To be done »
In the listing below, locate the lines that hold the string "React". Copy those lines.

+--

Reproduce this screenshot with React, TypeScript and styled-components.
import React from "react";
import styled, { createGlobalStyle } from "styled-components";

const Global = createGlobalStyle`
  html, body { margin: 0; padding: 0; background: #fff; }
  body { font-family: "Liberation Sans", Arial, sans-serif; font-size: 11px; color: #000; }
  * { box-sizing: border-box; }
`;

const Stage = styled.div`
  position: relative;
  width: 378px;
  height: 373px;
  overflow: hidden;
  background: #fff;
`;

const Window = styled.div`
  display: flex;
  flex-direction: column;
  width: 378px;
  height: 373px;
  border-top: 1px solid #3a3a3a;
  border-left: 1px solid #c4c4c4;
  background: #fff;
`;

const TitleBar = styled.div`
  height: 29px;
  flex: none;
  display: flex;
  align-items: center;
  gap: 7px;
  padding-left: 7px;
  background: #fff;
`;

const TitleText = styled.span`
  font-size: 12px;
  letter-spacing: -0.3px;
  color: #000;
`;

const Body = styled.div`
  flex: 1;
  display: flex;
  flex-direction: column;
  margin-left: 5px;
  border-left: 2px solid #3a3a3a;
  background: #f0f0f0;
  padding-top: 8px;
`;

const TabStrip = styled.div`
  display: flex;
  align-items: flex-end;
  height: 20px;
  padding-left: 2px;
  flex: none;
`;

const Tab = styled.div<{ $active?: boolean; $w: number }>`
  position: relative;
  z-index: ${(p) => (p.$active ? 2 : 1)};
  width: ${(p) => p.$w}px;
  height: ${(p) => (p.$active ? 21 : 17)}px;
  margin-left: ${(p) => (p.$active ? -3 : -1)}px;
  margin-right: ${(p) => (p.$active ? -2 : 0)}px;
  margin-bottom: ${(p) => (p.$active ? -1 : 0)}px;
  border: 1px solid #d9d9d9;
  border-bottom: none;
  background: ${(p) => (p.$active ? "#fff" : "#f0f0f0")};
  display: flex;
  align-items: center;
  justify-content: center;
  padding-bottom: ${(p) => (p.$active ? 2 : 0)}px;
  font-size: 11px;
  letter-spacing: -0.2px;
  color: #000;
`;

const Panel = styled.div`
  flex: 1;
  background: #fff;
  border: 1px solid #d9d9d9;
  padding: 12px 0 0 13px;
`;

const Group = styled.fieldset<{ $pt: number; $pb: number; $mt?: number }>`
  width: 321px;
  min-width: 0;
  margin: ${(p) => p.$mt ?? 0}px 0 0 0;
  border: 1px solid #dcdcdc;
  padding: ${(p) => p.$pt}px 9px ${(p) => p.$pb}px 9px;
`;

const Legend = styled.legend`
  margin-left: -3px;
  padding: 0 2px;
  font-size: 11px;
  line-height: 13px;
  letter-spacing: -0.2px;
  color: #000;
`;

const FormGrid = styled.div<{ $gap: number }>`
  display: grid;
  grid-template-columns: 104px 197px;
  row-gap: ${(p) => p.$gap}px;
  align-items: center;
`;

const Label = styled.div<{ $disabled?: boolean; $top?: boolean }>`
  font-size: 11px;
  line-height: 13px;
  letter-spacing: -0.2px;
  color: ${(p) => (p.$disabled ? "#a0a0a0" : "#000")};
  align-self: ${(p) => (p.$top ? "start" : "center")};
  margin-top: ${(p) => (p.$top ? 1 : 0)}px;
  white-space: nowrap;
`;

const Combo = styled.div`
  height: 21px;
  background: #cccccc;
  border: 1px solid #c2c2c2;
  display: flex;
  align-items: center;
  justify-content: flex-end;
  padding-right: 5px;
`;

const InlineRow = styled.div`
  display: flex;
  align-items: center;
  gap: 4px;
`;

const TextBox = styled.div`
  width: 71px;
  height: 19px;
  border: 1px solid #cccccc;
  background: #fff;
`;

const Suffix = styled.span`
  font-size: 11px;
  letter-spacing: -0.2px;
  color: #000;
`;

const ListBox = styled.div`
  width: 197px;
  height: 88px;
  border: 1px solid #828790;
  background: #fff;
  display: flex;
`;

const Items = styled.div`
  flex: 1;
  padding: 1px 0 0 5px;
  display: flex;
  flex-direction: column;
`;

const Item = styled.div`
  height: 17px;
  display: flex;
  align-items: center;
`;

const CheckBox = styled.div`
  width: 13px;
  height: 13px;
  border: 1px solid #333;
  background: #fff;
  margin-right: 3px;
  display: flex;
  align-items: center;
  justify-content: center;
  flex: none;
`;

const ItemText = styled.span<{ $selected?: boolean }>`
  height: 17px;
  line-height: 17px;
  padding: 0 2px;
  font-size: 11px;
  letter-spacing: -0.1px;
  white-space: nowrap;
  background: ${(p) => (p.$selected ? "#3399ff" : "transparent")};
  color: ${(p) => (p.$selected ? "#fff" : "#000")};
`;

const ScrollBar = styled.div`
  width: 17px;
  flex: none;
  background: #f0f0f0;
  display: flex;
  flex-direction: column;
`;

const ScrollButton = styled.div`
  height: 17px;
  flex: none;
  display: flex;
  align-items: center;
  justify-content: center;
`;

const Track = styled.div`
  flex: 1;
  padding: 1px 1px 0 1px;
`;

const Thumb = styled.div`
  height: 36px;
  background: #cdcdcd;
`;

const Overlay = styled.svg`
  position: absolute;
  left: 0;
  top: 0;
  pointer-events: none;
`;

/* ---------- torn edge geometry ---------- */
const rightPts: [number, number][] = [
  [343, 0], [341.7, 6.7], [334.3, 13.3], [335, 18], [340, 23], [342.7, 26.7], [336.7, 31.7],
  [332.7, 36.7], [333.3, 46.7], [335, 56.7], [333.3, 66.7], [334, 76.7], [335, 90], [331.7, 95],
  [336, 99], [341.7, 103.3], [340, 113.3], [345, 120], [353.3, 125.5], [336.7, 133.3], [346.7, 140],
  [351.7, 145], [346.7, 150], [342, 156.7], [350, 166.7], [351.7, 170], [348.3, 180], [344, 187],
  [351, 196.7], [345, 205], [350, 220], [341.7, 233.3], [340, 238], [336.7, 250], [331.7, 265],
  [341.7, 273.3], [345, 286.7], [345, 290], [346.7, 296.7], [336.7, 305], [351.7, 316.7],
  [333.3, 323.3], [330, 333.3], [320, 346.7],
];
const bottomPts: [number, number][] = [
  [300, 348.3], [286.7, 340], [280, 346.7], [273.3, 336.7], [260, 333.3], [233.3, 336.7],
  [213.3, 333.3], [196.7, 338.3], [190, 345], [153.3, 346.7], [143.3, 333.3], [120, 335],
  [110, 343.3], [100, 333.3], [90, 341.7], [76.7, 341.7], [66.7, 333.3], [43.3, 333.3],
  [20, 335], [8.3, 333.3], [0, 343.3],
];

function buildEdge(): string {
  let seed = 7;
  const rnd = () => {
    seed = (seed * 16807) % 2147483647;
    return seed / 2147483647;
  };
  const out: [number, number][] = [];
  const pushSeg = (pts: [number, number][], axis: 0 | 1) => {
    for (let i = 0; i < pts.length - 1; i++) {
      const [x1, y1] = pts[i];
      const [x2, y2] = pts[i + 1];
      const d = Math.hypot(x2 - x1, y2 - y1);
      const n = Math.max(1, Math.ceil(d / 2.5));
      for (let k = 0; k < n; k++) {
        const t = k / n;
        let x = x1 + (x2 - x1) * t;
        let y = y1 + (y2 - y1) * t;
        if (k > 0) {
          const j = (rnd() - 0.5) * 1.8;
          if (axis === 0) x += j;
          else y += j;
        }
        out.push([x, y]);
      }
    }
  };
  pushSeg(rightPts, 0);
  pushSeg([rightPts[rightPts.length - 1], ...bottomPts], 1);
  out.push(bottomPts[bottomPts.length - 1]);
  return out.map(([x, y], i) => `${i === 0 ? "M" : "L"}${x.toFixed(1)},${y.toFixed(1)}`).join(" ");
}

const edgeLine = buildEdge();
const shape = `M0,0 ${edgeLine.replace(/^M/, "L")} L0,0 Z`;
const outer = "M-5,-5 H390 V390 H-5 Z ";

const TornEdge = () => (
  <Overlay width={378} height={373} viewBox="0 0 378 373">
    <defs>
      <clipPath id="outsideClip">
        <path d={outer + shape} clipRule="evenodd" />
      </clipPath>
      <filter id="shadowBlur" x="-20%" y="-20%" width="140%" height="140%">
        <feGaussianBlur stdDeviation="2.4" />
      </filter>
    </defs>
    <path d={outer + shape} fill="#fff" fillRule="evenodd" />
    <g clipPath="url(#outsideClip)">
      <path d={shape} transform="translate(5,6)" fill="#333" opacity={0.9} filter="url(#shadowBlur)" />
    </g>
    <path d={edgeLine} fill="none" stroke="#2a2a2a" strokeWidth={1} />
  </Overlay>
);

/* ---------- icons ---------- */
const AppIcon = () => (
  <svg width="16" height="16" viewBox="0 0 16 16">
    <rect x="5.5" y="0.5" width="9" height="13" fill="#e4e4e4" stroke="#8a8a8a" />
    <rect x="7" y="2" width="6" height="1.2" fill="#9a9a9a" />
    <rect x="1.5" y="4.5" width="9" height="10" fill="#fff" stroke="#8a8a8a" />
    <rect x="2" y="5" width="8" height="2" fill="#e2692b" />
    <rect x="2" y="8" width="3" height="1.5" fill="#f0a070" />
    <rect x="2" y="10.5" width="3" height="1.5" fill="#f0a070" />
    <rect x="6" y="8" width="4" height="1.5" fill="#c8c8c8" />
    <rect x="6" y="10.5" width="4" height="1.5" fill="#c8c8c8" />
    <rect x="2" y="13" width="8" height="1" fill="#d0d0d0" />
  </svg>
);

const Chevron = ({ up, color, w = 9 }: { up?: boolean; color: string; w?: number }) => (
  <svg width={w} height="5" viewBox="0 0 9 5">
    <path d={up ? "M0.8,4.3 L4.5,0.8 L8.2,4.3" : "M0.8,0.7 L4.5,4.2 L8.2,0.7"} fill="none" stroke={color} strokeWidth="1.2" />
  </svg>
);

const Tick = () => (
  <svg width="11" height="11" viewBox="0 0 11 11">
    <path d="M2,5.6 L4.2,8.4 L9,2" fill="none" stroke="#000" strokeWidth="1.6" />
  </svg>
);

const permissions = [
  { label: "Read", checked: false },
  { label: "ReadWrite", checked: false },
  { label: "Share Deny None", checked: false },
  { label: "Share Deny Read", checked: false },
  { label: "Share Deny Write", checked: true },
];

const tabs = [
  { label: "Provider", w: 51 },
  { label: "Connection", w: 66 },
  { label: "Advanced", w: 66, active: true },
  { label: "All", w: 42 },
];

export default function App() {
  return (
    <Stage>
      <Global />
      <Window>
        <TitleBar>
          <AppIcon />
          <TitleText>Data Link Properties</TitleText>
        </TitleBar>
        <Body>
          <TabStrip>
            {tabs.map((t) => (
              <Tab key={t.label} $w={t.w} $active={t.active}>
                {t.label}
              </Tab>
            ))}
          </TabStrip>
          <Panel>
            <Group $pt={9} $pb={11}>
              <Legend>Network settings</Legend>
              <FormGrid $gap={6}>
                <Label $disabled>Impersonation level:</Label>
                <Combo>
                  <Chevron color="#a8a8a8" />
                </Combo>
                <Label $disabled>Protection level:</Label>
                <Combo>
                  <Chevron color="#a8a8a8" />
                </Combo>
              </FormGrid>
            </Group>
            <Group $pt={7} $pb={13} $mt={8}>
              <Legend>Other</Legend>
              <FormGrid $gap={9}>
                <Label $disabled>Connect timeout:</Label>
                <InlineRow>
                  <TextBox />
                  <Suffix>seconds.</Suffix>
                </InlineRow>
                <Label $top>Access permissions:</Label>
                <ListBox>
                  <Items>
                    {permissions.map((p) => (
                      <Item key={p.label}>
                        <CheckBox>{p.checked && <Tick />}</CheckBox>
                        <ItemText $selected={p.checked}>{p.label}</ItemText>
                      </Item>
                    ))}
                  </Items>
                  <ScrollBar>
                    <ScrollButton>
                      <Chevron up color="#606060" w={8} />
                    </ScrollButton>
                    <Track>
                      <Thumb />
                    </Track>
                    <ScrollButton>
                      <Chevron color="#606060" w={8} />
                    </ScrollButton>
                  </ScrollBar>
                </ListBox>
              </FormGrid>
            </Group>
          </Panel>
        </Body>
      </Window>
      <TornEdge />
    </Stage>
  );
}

+--

Result below »
Reproduce this screenshot with React, TypeScript and styled-components.
import React from "react";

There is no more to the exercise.